بسم الله الرحمن الرحيم
Bahaya Melecehkan Agama
Ibnu Umar, Muhammad bin Ka’ab, Zaid bin Aslam dan Qataadah
meriwayatkan hadits –hadits-hadits mereka dirangkum- sebagai berikut:
أَنَّهُ قَالَ رَجُلٌ فِي غَزْوَةِ تَبُوْكَ: مَا
رَأَيْنَا مِثْلَ قُرَّائِنَا هَؤُلاَءِ، أَرْغَبُ بُطُوْناً، وَلاَ أَكْذَبُ أَلْسُناً،
وَلاَ أَجْبَنُ عِنْدَ اللِّقَاءِ ـ يَعْنِي رَسُوْلَ اللهِ صلى الله عليه وسلم وَأَصْحَابَهُ
الْقُرَّاءَ ـ فَقَالَ لَهُ عَوْفُ بْنُ مَالِكٍ: كَذَبْتَ، وَلَكِنَّكَ مُنَافِقٌ،
لَأُخْبِرُنَّ رَسُوْلَ اللهِ صلى الله عليه وسلم. فَذَهَبَ عَوْفٌ إِلىَ رَسُوْلِ
اللهِ صلى الله عليه وسلم لِيُخْبِرَهُ فَوَجَدَ الْقُرْآنَ قَدْ سَبَقَهُ. فَجَاءَ
ذَلِكَ الرَّجُلُ إِلىَ رَسُوْلِ اللهِ صلى الله عليه وسلم وَقَدِ ارْتَحَلَ وَرَكِبَ
نَاقَتَهُ، فَقَالَ: يَا رَسُوْلَ اللهِ! إِنَّمَا كُنَّا نَخُوْضُ وَنَتَحَدَّثُ حَدِيْثَ الرَّكْبِ، نَقْطَعُ بِهِ عَنَاءَ
الطَّرِيْقِ. فَقَالَ ابْنُ عُمَرُ: كَأَنِّي أَنْظُرُ إِلَيْهِ مُتَعَلِّقاً بِنَسَـعَةِ
نَاقَةِ رَسُــوْلِ اللهِ صلى الله عليه وسلم، وَإِنَّ الْحِجَارَةَ تَنْكِبُ رِجْلَيْهِ
– وَهُوَ يَقُوْلُ: إِنَّمَا كُنَّا نَخُوْضُ وَنَلْعَبُ – فَيَقُوْلُ لَهُ رَسُوْلُ
اللهِ صلى الله عليه وسلم: (أَبِاللّهِ وَآيَاتِهِ
وَرَسُولِهِ كُنتُمْ
تَسْتَهْزِؤُنَ) مَا يَلْتَفِتُ إِلَيْهِ وَمَا يَزِيْدُهُ عَلَيْهِ.
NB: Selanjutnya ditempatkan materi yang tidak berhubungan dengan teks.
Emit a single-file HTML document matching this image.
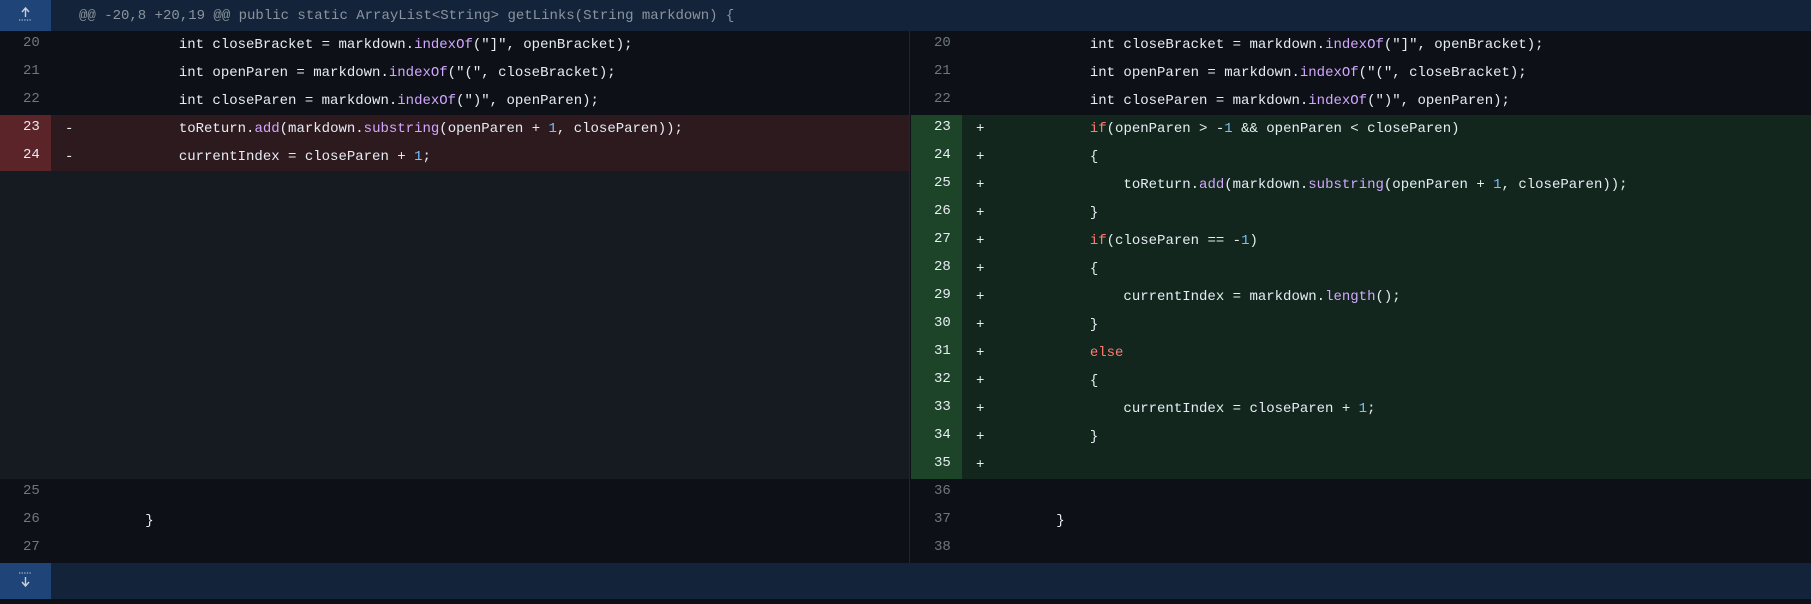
<!DOCTYPE html>
<html><head><meta charset="utf-8"><style>
*{margin:0;padding:0;box-sizing:border-box}
body{width:1811px;height:602px;background:#0d1117;overflow:hidden;font-family:"Liberation Mono",monospace;font-size:14px;color:#e6edf3}
.hdr{position:absolute;left:0;width:1811px;background:#132339}
.btn{position:absolute;left:0;top:0;width:51px;height:100%;background:#1f4478}
.ht{position:absolute;left:79px;top:8px;color:#8b949e;white-space:pre}
.side{position:absolute;top:31px;height:532px}
.row{height:28px;position:relative;white-space:pre}
.n{position:absolute;left:0;top:0;width:51px;height:28px;color:#6e7681;padding-left:23px;line-height:24px}
.s{position:absolute;left:65px;top:0;line-height:28px}
.c{position:absolute;left:78px;top:0;line-height:28px}
.del{background:#2d1a1f}.del .n{background:#5a2428;color:#e6edf3}
.add{background:#12261e}.add .n{background:#1d4428;color:#e6edf3}
.fill{background:#161b22}
.k{color:#d2a8ff}.r{color:#ff7b72}.b{color:#79c0ff}
</style></head><body>
<div class="hdr" style="top:0;height:31px"><div class="btn"><svg width="51" height="31"><path d="M25.5 9v8M22 12l3.5-4 3.5 4" stroke="#c9d1d9" stroke-width="1.4" fill="none"/><path d="M19 20h13" stroke="#c9d1d9" stroke-width="1" stroke-dasharray="1.3 1.3"/></svg></div><div class="ht">@@ -20,8 +20,19 @@ public static ArrayList&lt;String&gt; getLinks(String markdown) {</div></div>

<div class="side" style="left:0;width:910px;border-right:1px solid #21262d">
<div class="row"><div class="n">20</div><div class="c">            int closeBracket = markdown.<span class="k">indexOf</span>("]", openBracket);</div></div>
<div class="row"><div class="n">21</div><div class="c">            int openParen = markdown.<span class="k">indexOf</span>("(", closeBracket);</div></div>
<div class="row"><div class="n">22</div><div class="c">            int closeParen = markdown.<span class="k">indexOf</span>(")", openParen);</div></div>
<div class="row del"><div class="n">23</div><div class="s">-</div><div class="c">            toReturn.<span class="k">add</span>(markdown.<span class="k">substring</span>(openParen + <span class="b">1</span>, closeParen));</div></div>
<div class="row del"><div class="n">24</div><div class="s">-</div><div class="c">            currentIndex = closeParen + <span class="b">1</span>;</div></div>
<div class="fill" style="height:308px"></div>
<div class="row"><div class="n">25</div></div>
<div class="row"><div class="n">26</div><div class="c">        }</div></div>
<div class="row"><div class="n">27</div></div>
</div>

<div class="side" style="left:911px;width:900px">
<div class="row"><div class="n">20</div><div class="c">            int closeBracket = markdown.<span class="k">indexOf</span>("]", openBracket);</div></div>
<div class="row"><div class="n">21</div><div class="c">            int openParen = markdown.<span class="k">indexOf</span>("(", closeBracket);</div></div>
<div class="row"><div class="n">22</div><div class="c">            int closeParen = markdown.<span class="k">indexOf</span>(")", openParen);</div></div>
<div class="row add"><div class="n">23</div><div class="s">+</div><div class="c">            <span class="r">if</span>(openParen &gt; -<span class="b">1</span> &amp;&amp; openParen &lt; closeParen)</div></div>
<div class="row add"><div class="n">24</div><div class="s">+</div><div class="c">            {</div></div>
<div class="row add"><div class="n">25</div><div class="s">+</div><div class="c">                toReturn.<span class="k">add</span>(markdown.<span class="k">substring</span>(openParen + <span class="b">1</span>, closeParen));</div></div>
<div class="row add"><div class="n">26</div><div class="s">+</div><div class="c">            }</div></div>
<div class="row add"><div class="n">27</div><div class="s">+</div><div class="c">            <span class="r">if</span>(closeParen == -<span class="b">1</span>)</div></div>
<div class="row add"><div class="n">28</div><div class="s">+</div><div class="c">            {</div></div>
<div class="row add"><div class="n">29</div><div class="s">+</div><div class="c">                currentIndex = markdown.<span class="k">length</span>();</div></div>
<div class="row add"><div class="n">30</div><div class="s">+</div><div class="c">            }</div></div>
<div class="row add"><div class="n">31</div><div class="s">+</div><div class="c">            <span class="r">else</span></div></div>
<div class="row add"><div class="n">32</div><div class="s">+</div><div class="c">            {</div></div>
<div class="row add"><div class="n">33</div><div class="s">+</div><div class="c">                currentIndex = closeParen + <span class="b">1</span>;</div></div>
<div class="row add"><div class="n">34</div><div class="s">+</div><div class="c">            }</div></div>
<div class="row add"><div class="n">35</div><div class="s">+</div></div>
<div class="row"><div class="n">36</div></div>
<div class="row"><div class="n">37</div><div class="c">        }</div></div>
<div class="row"><div class="n">38</div></div>
</div>

<div class="hdr" style="top:563px;height:36px"><div class="btn"><svg width="51" height="36"><path d="M19 10h13" stroke="#c9d1d9" stroke-width="1" stroke-dasharray="1.3 1.3"/><path d="M25.5 14v9M22 19l3.5 4 3.5-4" stroke="#c9d1d9" stroke-width="1.4" fill="none"/></svg></div></div>
</body></html>
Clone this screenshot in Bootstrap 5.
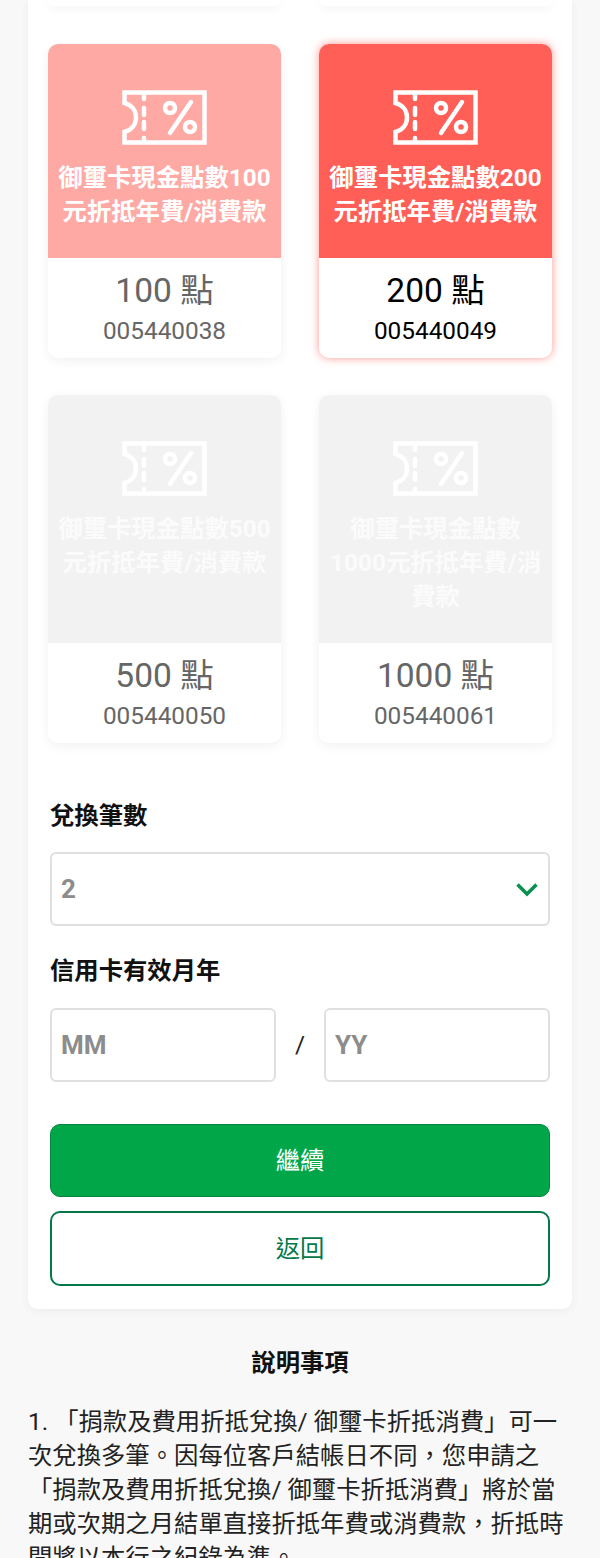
<!DOCTYPE html>
<html lang="zh-Hant">
<head>
<meta charset="utf-8">
<title>御璽卡折抵消費</title>
<link href="https://cdn.jsdelivr.net/npm/bootstrap@5.3.0/dist/css/bootstrap.min.css" rel="stylesheet">
<style>
html,body{height:1558px;overflow:hidden}
body{background:#f8f8f8;font-family:Roboto,"Noto Sans CJK TC",sans-serif;font-size:24.35px;line-height:34px;color:#111}
.sheet{width:544px;margin-left:28px;background:#fff;border-radius:0 0 10px 10px;box-shadow:0 2px 10px rgba(0,0,0,.05);padding:0 20px 23px;height:1309px}
.tilegrid{--bs-gutter-x:38px;--bs-gutter-y:0}
.tilecell{margin-bottom:37px}
.stubcell{margin-bottom:38px}
.stub{height:6px;background:#fff;border-radius:0 0 10px 10px;box-shadow:0 2px 10px rgba(0,0,0,.06)}
.tile{background:#fff;border-radius:10px;box-shadow:0 3px 12px rgba(0,0,0,.06);overflow:hidden;text-align:center;color:#666}
.tile-art{padding:46px 8px 29px;color:#fff;font-weight:700;background:#ffa9a5}
.tile-art svg{display:block;margin:0 auto 16px;width:85px;height:55px}
.tile-info{height:100px;padding-top:14px}
.tile-pts{font-size:33.5px;line-height:38px}
.tile-code{line-height:32px;margin-top:5px}
.tile.chosen{color:#000;box-shadow:0 0 9px rgba(255,80,72,.6)}
.tile.chosen .tile-art{background:#ff5f57}
.tile.off .tile-art{background:#f2f2f2}
.tile.off .tile-art span{opacity:.75}
.formwrap{padding:0 2px;margin-top:19px}
.fieldlabel{font-weight:700;line-height:34px;margin:0 0 19px;color:#111}
.fieldlabel.fieldgap{margin-top:28px;margin-bottom:20px}
.form-control.fieldbox,.form-select.fieldbox{height:74px;border:2px solid #e0e0e0;border-radius:6px;font-family:inherit;font-size:26px;font-weight:700;color:#8c8c8c;padding:0 9px;box-shadow:none}
.form-control.fieldbox::placeholder{color:#8c8c8c;opacity:1}
.form-select.fieldbox{background-size:24px 16px;background-position:right 9px center;background-image:url("data:image/svg+xml,%3Csvg xmlns='http://www.w3.org/2000/svg' viewBox='0 0 24 16'%3E%3Cpath d='M2.5 3.5 12 13l9.500-9.500' fill='none' stroke='%230a9150' stroke-width='3.600'/%3E%3C/svg%3E")}
.dateslash{width:48px;text-align:center;flex:none;color:#222}
.datefield{flex:1 1 0;min-width:0}
.actionbtn{display:block;width:100%;border-radius:10px;font-size:24.35px;line-height:34px}
.btn.go{background:#00a648;border:1px solid #05853f;color:#fff;margin-top:42px;height:73px}
.btn.back{background:#fff;border:2px solid #05784a;color:#05784a;margin-top:14px;height:75px}
.notes{padding:0 28px;margin-top:37px}
.notes h2{font-size:24.35px;line-height:34px;font-weight:700;text-align:center;margin:0 0 25px;color:#111}
.notes p{margin:0;line-height:33.9px;color:#222}
</style>
</head>
<body>
<main class="sheet">
  <div class="row tilegrid">
    <div class="col-6 stubcell"><div class="stub"></div></div>
    <div class="col-6 stubcell"><div class="stub"></div></div>

    <div class="col-6 tilecell">
      <div class="tile h-100 d-flex flex-column">
        <div class="tile-art flex-grow-1">
          <svg viewBox="0 0 85 55" fill="none" stroke="currentColor" stroke-width="4.500" aria-hidden="true"><path d="M2.500 2.500H82.500V52.500H2.500V42C10 40 14 34 14 27.500C14 21 10 15 2.500 13Z"/><path d="M22 5v4M22 18v7M22 32v7M22 48v3M69 12 48 43" stroke-linecap="round"/><circle cx="48" cy="18" r="5"/><circle cx="68" cy="37" r="5"/></svg>
          <span>御璽卡現金點數100元折抵年費/消費款</span>
        </div>
        <div class="tile-info"><div class="tile-pts">100 點</div><div class="tile-code">005440038</div></div>
      </div>
    </div>
    <div class="col-6 tilecell">
      <div class="tile chosen h-100 d-flex flex-column">
        <div class="tile-art flex-grow-1">
          <svg viewBox="0 0 85 55" fill="none" stroke="currentColor" stroke-width="4.500" aria-hidden="true"><path d="M2.500 2.500H82.500V52.500H2.500V42C10 40 14 34 14 27.500C14 21 10 15 2.500 13Z"/><path d="M22 5v4M22 18v7M22 32v7M22 48v3M69 12 48 43" stroke-linecap="round"/><circle cx="48" cy="18" r="5"/><circle cx="68" cy="37" r="5"/></svg>
          <span>御璽卡現金點數200元折抵年費/消費款</span>
        </div>
        <div class="tile-info"><div class="tile-pts">200 點</div><div class="tile-code">005440049</div></div>
      </div>
    </div>
    <div class="col-6 tilecell">
      <div class="tile off h-100 d-flex flex-column">
        <div class="tile-art flex-grow-1">
          <svg viewBox="0 0 85 55" fill="none" stroke="currentColor" stroke-width="4.500" aria-hidden="true"><path d="M2.500 2.500H82.500V52.500H2.500V42C10 40 14 34 14 27.500C14 21 10 15 2.500 13Z"/><path d="M22 5v4M22 18v7M22 32v7M22 48v3M69 12 48 43" stroke-linecap="round"/><circle cx="48" cy="18" r="5"/><circle cx="68" cy="37" r="5"/></svg>
          <span>御璽卡現金點數500元折抵年費/消費款</span>
        </div>
        <div class="tile-info"><div class="tile-pts">500 點</div><div class="tile-code">005440050</div></div>
      </div>
    </div>
    <div class="col-6 tilecell">
      <div class="tile off h-100 d-flex flex-column">
        <div class="tile-art flex-grow-1">
          <svg viewBox="0 0 85 55" fill="none" stroke="currentColor" stroke-width="4.500" aria-hidden="true"><path d="M2.500 2.500H82.500V52.500H2.500V42C10 40 14 34 14 27.500C14 21 10 15 2.500 13Z"/><path d="M22 5v4M22 18v7M22 32v7M22 48v3M69 12 48 43" stroke-linecap="round"/><circle cx="48" cy="18" r="5"/><circle cx="68" cy="37" r="5"/></svg>
          <span>御璽卡現金點數1000元折抵年費/消費款</span>
        </div>
        <div class="tile-info"><div class="tile-pts">1000 點</div><div class="tile-code">005440061</div></div>
      </div>
    </div>
  </div>

  <form class="formwrap">
    <label class="fieldlabel d-block" for="qty">兌換筆數</label>
    <select class="form-select fieldbox" id="qty"><option>2</option></select>
    <label class="fieldlabel d-block fieldgap" for="mm">信用卡有效月年</label>
    <div class="d-flex align-items-center">
      <div class="datefield"><input class="form-control fieldbox" id="mm" placeholder="MM"></div>
      <div class="dateslash">/</div>
      <div class="datefield"><input class="form-control fieldbox" placeholder="YY"></div>
    </div>
    <button type="button" class="btn actionbtn go">繼續</button>
    <button type="button" class="btn actionbtn back">返回</button>
  </form>
</main>
<section class="notes">
  <h2>說明事項</h2>
  <p>1. 「捐款及費用折抵兌換/ 御璽卡折抵消費」可一次兌換多筆。因每位客戶結帳日不同，您申請之「捐款及費用折抵兌換/ 御璽卡折抵消費」將於當期或次期之月結單直接折抵年費或消費款，折抵時間將以本行之紀錄為準。</p>
</section>
<script src="https://cdn.jsdelivr.net/npm/bootstrap@5.3.0/dist/js/bootstrap.bundle.min.js"></script>
</body>
</html>
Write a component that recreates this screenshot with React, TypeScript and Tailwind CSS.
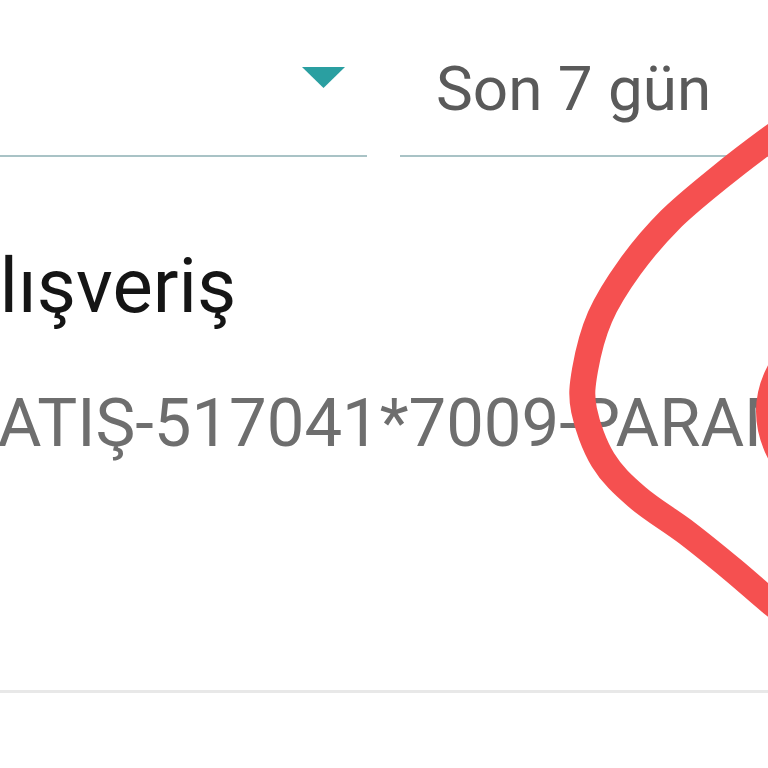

Bahwa dalam perang Tabuk ada seorang yang berkata, “Kami tidak
pernah melihat orang-orang seperti halnya para pembaca Al Qur’an ini, di mana
mereka adalah orang yang paling besar perutnya (rakus), paling dusta lisannya
dan paling pengecut ketika bertemu musuh (yang dimaksud adalah Rasulullah shallallahu
'alaihi wa sallam dan para sahabatnya).”
Maka ‘Auf bin Malik mengatakan, “Kamu dusta! Kamu adalah
munafik. Sungguh saya akan laporkan (kamu) kepada Rasulullah shallallahu
'alaihi wa sallam.”
‘Auf pun pergi menghadap Rasulullah shallallahu 'alaihi wa sallam
untuk melaporkan hal itu, namun ternyata Al Qur’an telah turun lebih dulu
memberitahukan hal tersebut.
Orang itu kemudian datang kepada Rasulullah shallallahu 'alaihi wa
sallam, sedangkan Beliau sudah beranjak dari tempatnya dan menunggangi untanya.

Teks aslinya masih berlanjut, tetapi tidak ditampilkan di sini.